By David Pittman, Washington Correspondent, MedPage Today

Published: December 26, 2012

WASHINGTON — The FDA has issued guidance outlining how drug companies can select patients more likely to show a benefit from a studied drug and how companies can help improve the speed and efficiency of clinical trials.

In draft guidance published last week, the agency outlined specific examples of how drug developers can exclude poor potential candidates and select those more likely to show a clinical benefit.

For instance, if a drug company is studying a lipid-lowering drug meant to reduce heart attack risk, it may choose diabetic patients because they’re more likely to have heart attacks and show an effect from the drug.

The FDA called these types of study designs “enrichment strategies” or “enriched studies.”

“These are potentially powerful strategies for the pharmaceutical industry because appropriate use of enrichment could result in smaller studies, shortened drug development times, and lower development costs,” Bob Temple, MD, deputy director for clinical science in the FDA’s Center for Drug Evaluation and Research, wrote in a blog post on the agency’s website.

The 42-page guidance listed several examples of ways enriched studies have been used to approve drugs already.

In one example, the FDA noted trastuzumab (Herceptin) showed a significant survival of 5 months for metastatic breast cancer in patients with high HER 2/neu expressing tumors — about 25% of all breast cancer patients. However, it showed less than 2 months’ survival improvements in all patients overall.

The strategy of focusing part of the trial on the specific population of patients with high HER 2/neu-expressing tumors “ultimately supported use of the drug in the marker-selected population despite the significant cardiotoxicity that emerged,” the guidance noted. “The much smaller mean effect … that would have been observed in an unselected population and the fact that only about one-fourth of patients would have benefited might have made approval difficult to support in the face of the observed cardiotoxicity of the drug.”

The FDA approved the cystic fibrosis drug ivacaftor (Kalydeco) which works in just 4% of CF patients with a specific genetic abnormality. If all CF patients were included in a trial, a effect would have been impossible to detect, Temple said.

A similar strategy was used in the lung cancer treatment crizotinib (Xalkori).

“Conducting a clinical study in a patient population that has a larger than average response to treatment can greatly reduce the number of patients needed in the study and can direct the treatment to the patients in whom the drug actually works,” Temple said.

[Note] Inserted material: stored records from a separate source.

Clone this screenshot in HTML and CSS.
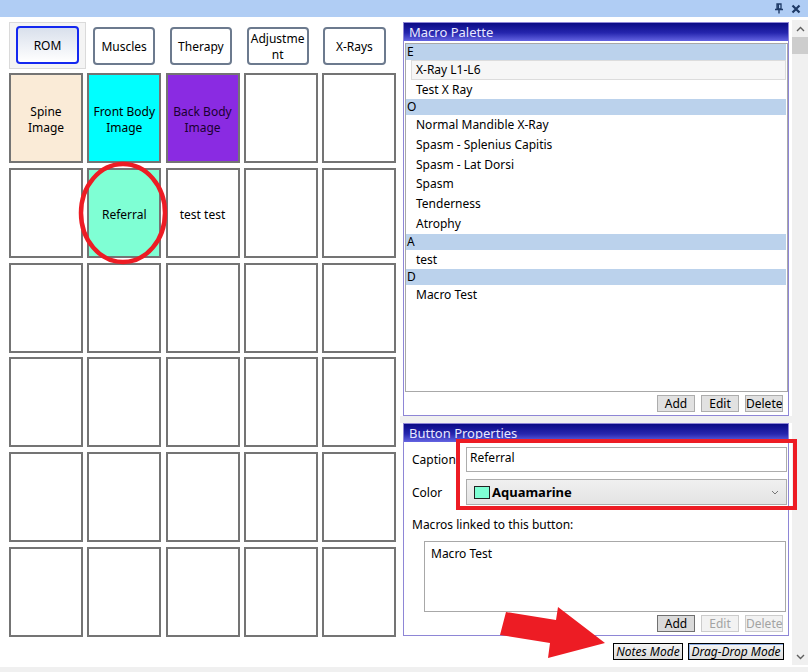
FILE: index.html
```html
<!DOCTYPE html>
<html lang="en">
<head>
  <meta charset="UTF-8">
  <meta name="viewport" content="width=device-width, initial-scale=1.0">
  <title>Button Designer</title>
  <link rel="stylesheet" href="styles.css">
</head>
<body>
  <!-- Docked window caption -->
  <div class="topbar">
    <svg class="pin" width="10" height="11" viewBox="0 0 10 11">
      <path d="M3 1 H7 V6 H3 Z M4.4 1 V6" fill="none" stroke="#1e3a66" stroke-width="1.3"/>
      <path d="M1 6.5 H9 M5 6.5 V10.5" fill="none" stroke="#1e3a66" stroke-width="1.4"/>
    </svg>
    <svg class="close" width="10" height="10" viewBox="0 0 10 10">
      <path d="M1.5 1.5 L8.5 8.5 M8.5 1.5 L1.5 8.5" stroke="#1e3a66" stroke-width="2.2"/>
    </svg>
  </div>

  <div class="main">
    <!-- Button layout -->
    <div class="left">
      <div class="tabs">
        <div class="tab-sel"><div class="tab active">ROM</div></div>
        <div class="tab">Muscles</div>
        <div class="tab">Therapy</div>
        <div class="tab">Adjustme<br>nt</div>
        <div class="tab">X-Rays</div>
      </div>

      <div class="grid">
        <div class="cell spine">Spine<br>Image</div>
        <div class="cell front">Front Body<br>Image</div>
        <div class="cell back">Back Body<br>Image</div>
        <div class="cell"></div>
        <div class="cell"></div>

        <div class="cell"></div>
        <div class="cell referral">Referral</div>
        <div class="cell">test test</div>
        <div class="cell"></div>
        <div class="cell"></div>

        <div class="cell"></div>
        <div class="cell"></div>
        <div class="cell"></div>
        <div class="cell"></div>
        <div class="cell"></div>

        <div class="cell"></div>
        <div class="cell"></div>
        <div class="cell"></div>
        <div class="cell"></div>
        <div class="cell"></div>

        <div class="cell"></div>
        <div class="cell"></div>
        <div class="cell"></div>
        <div class="cell"></div>
        <div class="cell"></div>

        <div class="cell"></div>
        <div class="cell"></div>
        <div class="cell"></div>
        <div class="cell"></div>
        <div class="cell"></div>
      </div>
    </div>

    <!-- Palette and properties -->
    <div class="right">
      <div class="panel palette">
        <div class="panel-head">Macro Palette</div>
        <div class="listbox">
          <div class="group">E</div>
          <div class="item sel">X-Ray L1-L6</div>
          <div class="item">Test X Ray</div>
          <div class="group">O</div>
          <div class="item">Normal Mandible X-Ray</div>
          <div class="item">Spasm - Splenius Capitis</div>
          <div class="item">Spasm - Lat Dorsi</div>
          <div class="item">Spasm</div>
          <div class="item">Tenderness</div>
          <div class="item">Atrophy</div>
          <div class="group">A</div>
          <div class="item">test</div>
          <div class="group">D</div>
          <div class="item">Macro Test</div>
        </div>
        <div class="btn-row">
          <button class="btn">Add</button>
          <button class="btn">Edit</button>
          <button class="btn">Delete</button>
        </div>
      </div>

      <div class="splitter"></div>

      <div class="panel props">
        <div class="panel-head">Button Properties</div>
        <div class="field-row caption-row">
          <span class="field-label">Caption</span>
          <div class="text-input">Referral</div>
        </div>
        <div class="field-row color-row">
          <span class="field-label">Color</span>
          <div class="dropdown">
            <span class="swatch"></span>
            <span class="color-name">Aquamarine</span>
            <svg class="chev" width="8" height="5" viewBox="0 0 8 5">
              <path d="M1 1 L4 4 L7 1" fill="none" stroke="#777" stroke-width="1"/>
            </svg>
          </div>
        </div>
        <div class="linked-label">Macros linked to this button:</div>
        <div class="linked-list">Macro Test</div>
        <div class="btn-row">
          <button class="btn pressed">Add</button>
          <button class="btn disabled">Edit</button>
          <button class="btn disabled">Delete</button>
        </div>
      </div>

      <div class="modes">
        <button class="mode notes">Notes Mode</button>
        <button class="mode drag">Drag-Drop Mode</button>
      </div>
    </div>

    <!-- Vertical scrollbar -->
    <div class="vscroll">
      <div class="arrow">
        <svg width="9" height="6" viewBox="0 0 9 6"><path d="M1 5 L4.5 1.5 L8 5" fill="none" stroke="#606060" stroke-width="1.4"/></svg>
      </div>
      <div class="thumb"></div>
      <div class="track"></div>
      <div class="arrow">
        <svg width="9" height="6" viewBox="0 0 9 6"><path d="M1 1 L4.5 4.5 L8 1" fill="none" stroke="#606060" stroke-width="1.4"/></svg>
      </div>
    </div>
  </div>

  <div class="bottombar"></div>

  <!-- Red markup drawn over the screenshot -->
  <svg class="markup" width="808" height="672" viewBox="0 0 808 672">
    <ellipse cx="123" cy="213" rx="42" ry="49" fill="none" stroke="#ed1c24" stroke-width="4.5"/>
    <rect x="458" y="441" width="337" height="67" fill="none" stroke="#ed1c24" stroke-width="4"/>
    <polygon points="506,612 556,620 558,607 605,643 548,658 550,643 500,635" fill="#ed1c24"/>
  </svg>
</body>
</html>
```

FILE: styles.css
```css
body {
  margin: 0;
  padding: 0;
  width: 808px;
  height: 672px;
  position: relative;
  overflow: hidden;
  background: #fff;
  font-family: "Noto Sans", "Open Sans", sans-serif;
  font-size: 12px;
  color: #000;
}
.topbar {
  height: 17px;
  background: #b0cdf4;
  display: flex;
  justify-content: flex-end;
  align-items: center;
  gap: 7px;
  padding-right: 7px;
}
.main {
  display: flex;
  height: 650px;
}
.left {
  width: 400px;
  padding: 5px 0 0 9px;
  box-sizing: border-box;
}
.tabs {
  display: flex;
  align-items: center;
  height: 47px;
}
.tab-sel {
  padding: 3px 6px 4px;
  background: #f4f4f4;
  border: 1px solid #dadada;
  margin-right: 7px;
}
.tab {
  width: 63px;
  height: 38px;
  box-sizing: border-box;
  border: 2px solid #6c7a8e;
  border-radius: 4px;
  background: #fff;
  display: flex;
  align-items: center;
  justify-content: center;
  text-align: center;
  line-height: 16px;
  padding-top: 2px;
  margin-right: 14.5px;
}
.tab-sel .tab {
  margin-right: 0;
}
.tab.active {
  border-color: #1428f0;
  background: linear-gradient(#d9e0ec, #fff);
}
.grid {
  margin-top: 4px;
  display: grid;
  grid-template-columns: repeat(5, 74px);
  grid-auto-rows: 90px;
  column-gap: 4.25px;
  row-gap: 4.8px;
}
.cell {
  border: 2px solid #747474;
  box-sizing: border-box;
  display: flex;
  align-items: center;
  justify-content: center;
  text-align: center;
  line-height: 16px;
  padding-top: 4px;
}
.cell.spine { background: #faebd7; }
.cell.front { background: #00ffff; }
.cell.back { background: #8a2be2; color: #1a0030; }
.cell.referral { background: #7fffd4; }

.right {
  width: 392px;
  padding-top: 5px;
  box-sizing: border-box;
}
.panel {
  margin-left: 3px;
  width: 386px;
  border: 1px solid #8e86d6;
  background: #fff;
  box-sizing: border-box;
}
.panel-head {
  height: 18px;
  line-height: 18px;
  padding-left: 5px;
  font-size: 13px;
  color: #e8e8ff;
  background: linear-gradient(#0a0a86, #2626ae 55%, #6464e2);
}
.palette .listbox {
  margin: 2px 0 0 1px;
  height: 349px;
  border: 1px solid #a8a8a8;
  box-sizing: border-box;
}
.group {
  height: 16px;
  line-height: 16px;
  background: #bbd2ec;
  padding-left: 1px;
  margin-right: 1px;
}
.item {
  height: 19.7px;
  line-height: 19.7px;
  padding-left: 10px;
  box-sizing: border-box;
}
.item.sel {
  margin-left: 5px;
  margin-right: 1px;
  padding-left: 4px;
  line-height: 17.7px;
  background: #f6f6f6;
  border: 1px solid #dcdcdc;
}
.btn-row {
  display: flex;
  justify-content: flex-end;
  gap: 6px;
  padding: 3px 5px 3px 0;
}
.btn {
  width: 38px;
  height: 17px;
  padding: 0;
  border: 1px solid #adadad;
  background: #e1e1e1;
  font-family: inherit;
  font-size: 12px;
  line-height: 15px;
  color: #000;
  text-align: center;
}
.btn.pressed {
  background: #dadada;
  border-color: #707070;
}
.btn.disabled {
  background: #f2f2f2;
  border-color: #cccccc;
  color: #a3a3a3;
}
.splitter {
  height: 7px;
  background: #f0f0f0;
}
.field-row {
  display: flex;
  align-items: center;
  padding: 0 1px 0 8px;
}
.caption-row {
  margin-top: 5px;
}
.color-row {
  margin-top: 7px;
}
.field-label {
  width: 54px;
}
.text-input {
  flex: 1;
  height: 25px;
  box-sizing: border-box;
  border: 1px solid #adadad;
  padding: 2px 3px;
  line-height: 16px;
}
.dropdown {
  flex: 1;
  height: 26px;
  box-sizing: border-box;
  border: 1px solid #acacac;
  background: linear-gradient(#f0f0f0, #e4e4e4);
  display: flex;
  align-items: center;
  padding-left: 7px;
}
.swatch {
  width: 14px;
  height: 11px;
  border: 1px solid #222;
  background: #7fffd4;
  margin-right: 2px;
}
.color-name {
  font-weight: bold;
  font-size: 13px;
}
.chev {
  margin-left: auto;
  margin-right: 7px;
}
.linked-label {
  margin-top: 12px;
  padding-left: 8px;
  line-height: 16px;
}
.linked-list {
  margin: 8px 2px 0 20px;
  height: 71px;
  box-sizing: border-box;
  border: 1px solid #a8a8a8;
  padding: 4px 6px;
  line-height: 16px;
}
.modes {
  margin-top: 7px;
  display: flex;
  justify-content: flex-end;
  gap: 5px;
  padding-right: 8px;
}
.mode {
  height: 17px;
  padding: 0;
  border: 1px solid #000;
  background: linear-gradient(#f4f4f4, #dcdcdc);
  font-family: inherit;
  font-size: 12px;
  font-style: italic;
  line-height: 15px;
  color: #000;
}
.mode.notes { width: 70px; }
.mode.drag {
  width: 96px;
  box-shadow: inset 1px 1px 0 #8fb0e6;
}
.vscroll {
  width: 16px;
  margin-top: 3px;
  height: 645px;
  background: #f0f0f0;
  display: flex;
  flex-direction: column;
}
.vscroll .arrow {
  height: 17px;
  display: flex;
  align-items: center;
  justify-content: center;
}
.vscroll .thumb {
  height: 17px;
  background: #cdcdcd;
}
.vscroll .track {
  flex: 1;
}
.bottombar {
  height: 5px;
  background: #f0f0f0;
}
.markup {
  position: absolute;
  top: 0;
  left: 0;
  pointer-events: none;
}
```
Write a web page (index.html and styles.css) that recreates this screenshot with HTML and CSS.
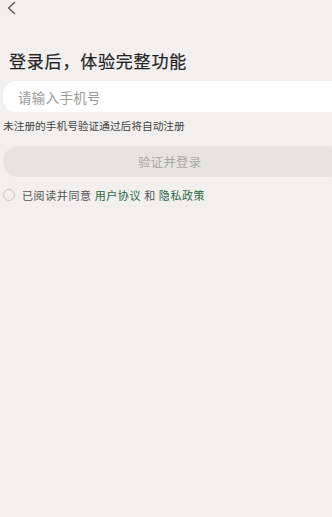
FILE: index.html
```html
<!DOCTYPE html>
<html lang="zh-CN">
<head>
    <meta charset="UTF-8">
    <meta name="viewport" content="width=device-width, initial-scale=1.0">
    <title>登录</title>
    <link rel="stylesheet" href="styles.css">
</head>
<body>
    <div class="top-bar">
        <svg class="back-icon" width="12" height="16" viewBox="0 0 12 16">
            <path d="M9 2 L2.5 8 L9 14" fill="none" stroke="#555" stroke-width="1.3"/>
        </svg>
    </div>
    <div class="page">
        <h1 class="title">登录后，体验完整功能</h1>
        <div class="phone-box">
            <input type="tel" placeholder="请输入手机号">
        </div>
        <p class="hint">未注册的手机号验证通过后将自动注册</p>
        <button class="login-btn" disabled>验证并登录</button>
        <div class="agree">
            <span class="radio"></span>
            <span>已阅读并同意 <a>用户协议</a> 和 <a>隐私政策</a></span>
        </div>
    </div>
</body>
</html>
```

FILE: styles.css
```css
body {
    margin: 0;
    padding: 0;
    background: #f1f0ee;
    font-family: "Noto Sans CJK SC", "Noto Sans", sans-serif;
    color: #222;
    height: 517px;
    overflow: hidden;
}

.top-bar {
    height: 16px;
    padding: 0 0 0 6px;
}

.back-icon {
    display: block;
}

.page {
    padding: 0 0 0 3px;
}

/* heading */
.title {
    margin: 33px 0 0 6px;
    font-size: 17px;
    font-weight: 400;
    -webkit-text-stroke: 0.2px #222;
    letter-spacing: 0.8px;
    line-height: 24px;
}

/* phone input */
.phone-box {
    margin-top: 8px;
    height: 31px;
    background: #fff;
    border-radius: 13px;
    width: 340px;
    display: flex;
    align-items: center;
}

.phone-box input {
    border: none;
    outline: none;
    background: transparent;
    padding: 0 0 0 15px;
    font-family: inherit;
    font-size: 13.5px;
    letter-spacing: 0.3px;
    width: 100%;
}

.phone-box input::placeholder {
    color: #9a9a9a;
}

.hint {
    margin: 7px 0 0;
    font-size: 10.7px;
    line-height: 14px;
    color: #444;
}

/* login button */
.login-btn {
    display: block;
    margin-top: 13px;
    width: 340px;
    height: 31px;
    border: none;
    border-radius: 16px;
    background: #e5e4df;
    color: #aaa9a4;
    font-family: inherit;
    font-size: 12.4px;
    letter-spacing: 0.3px;
    padding: 0;
    text-align: left;
    text-indent: 135px;
}

.agree {
    margin-top: 10px;
    display: flex;
    align-items: center;
    font-size: 11px;
    color: #555;
    letter-spacing: 0.6px;
}

.radio {
    width: 10px;
    height: 10px;
    border: 1px solid #c8c7c3;
    border-radius: 50%;
    margin-right: 7px;
}

.agree a {
    color: #2c6a42;
}
```
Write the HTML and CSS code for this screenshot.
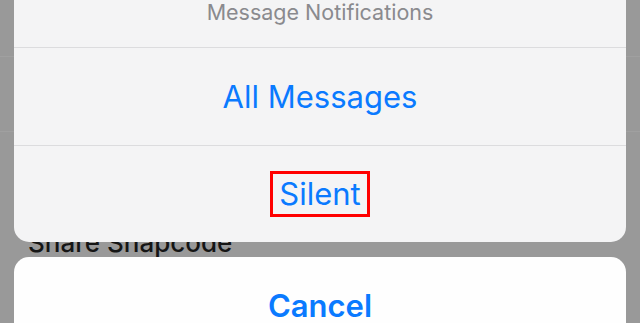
FILE: index.html
```html
<!DOCTYPE html>
<html lang="en">
<head>
<meta charset="utf-8">
<title>Message Notifications</title>
<link rel="stylesheet" href="styles.css">
</head>
<body>
<div class="screen">
  <div class="under">
    <div class="under-sep sep-a"></div>
    <div class="under-sep sep-b"></div>
    <div class="under-label">Share Snapcode</div>
  </div>
  <div class="sheets">
    <div class="group">
      <div class="group-title">Message Notifications</div>
      <div class="action">All Messages</div>
      <div class="action last"><span class="hl">Silent</span></div>
    </div>
    <div class="cancel">Cancel</div>
  </div>
</div>
</body>
</html>
```
FILE: styles.css
```css
html, body {
  margin: 0;
  padding: 0;
}
body {
  width: 640px;
  height: 323px;
  overflow: hidden;
  background: #999999;
  font-family: Inter, "Noto Sans", "Liberation Sans", sans-serif;
}
.screen {
  position: relative;
  width: 640px;
  height: 323px;
  overflow: hidden;
}
.under {
  position: absolute;
  inset: 0;
}
.under-sep {
  position: absolute;
  left: 0;
  right: 0;
  height: 1px;
  background: #a0a0a0;
}
.sep-a { top: 56px; }
.sep-b { top: 131px; }
.under-label {
  position: absolute;
  left: 28px;
  top: 227px;
  font-size: 26px;
  line-height: 32px;
  font-weight: 500;
  color: #151515;
}
.sheets {
  position: relative;
  z-index: 1;
  display: flex;
  flex-direction: column;
  gap: 15px;
  padding: 0 14px;
}
.group {
  background: #f4f4f5;
  border-radius: 0 0 15px 15px;
  display: flex;
  flex-direction: column;
  overflow: hidden;
}
.group-title {
  height: 48px;
  box-sizing: border-box;
  line-height: 24px;
  font-size: 21.5px;
  color: #8a8a8e;
  text-align: center;
  border-bottom: 1px solid #dcdcde;
}
.action {
  height: 97px;
  display: flex;
  align-items: center;
  justify-content: center;
  font-size: 31px;
  color: #0a7aff;
  border-bottom: 1px solid #dcdcde;
}
.action.last {
  height: 96px;
  border-bottom: none;
}
.hl {
  display: inline-block;
  line-height: 34px;
  padding: 3px 6px;
  border: 3px solid #ff0000;
}
.cancel {
  height: 96px;
  background: #fefefe;
  border-radius: 15px;
  display: flex;
  align-items: center;
  justify-content: center;
  font-size: 31px;
  font-weight: 600;
  color: #0a7aff;
}
```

The agency notes that trials must still be well controlled and doesn’t lower the risk-benefit threshold new drugs must meet to gain approval. There also must be a strong rationale for researching the enriched population, and studies of a more general population need also be conducted.

The FDA focused on three sets of enrichment strategies:

  • Strategies to decrease heterogeneity: Excluding patients whose disease or symptoms improve spontaneously or whose measurements are highly variable
  • Prognostic enrichment strategies: Choosing patients with a greater likelihood of having a disease-related endpoint event or a substantial worsening in condition
  • Predictive enrichment strategies: Choosing patients more likely to respond to the drug due to their physiology or disease characteristic

Alexander Varond, attorney with Hyman, Phelps, and McNamara in Washington, D.C., wrote on his firm’s blog that the guidance is “a welcome step towards providing sponsors with insight into FDA’s thinking” and “will serve as an important guide for future clinical design.”

He noted that this study method should be approached with caution if trying to generalize results. The FDA will likely note the enrichment strategies and the specific patients studied in a drug’s labeling.

The FDA noted these concerns in the guidance.

“When considering use of an enrichment design, it is important to consider whether the enrichment strategy can be used in practice to identify the patients to whom the drug should be given and whether the drug might be useful in a broader population than will be studied,” the guidance stated.

The FDA is accepting comments on the draft guidance until Feb. 15.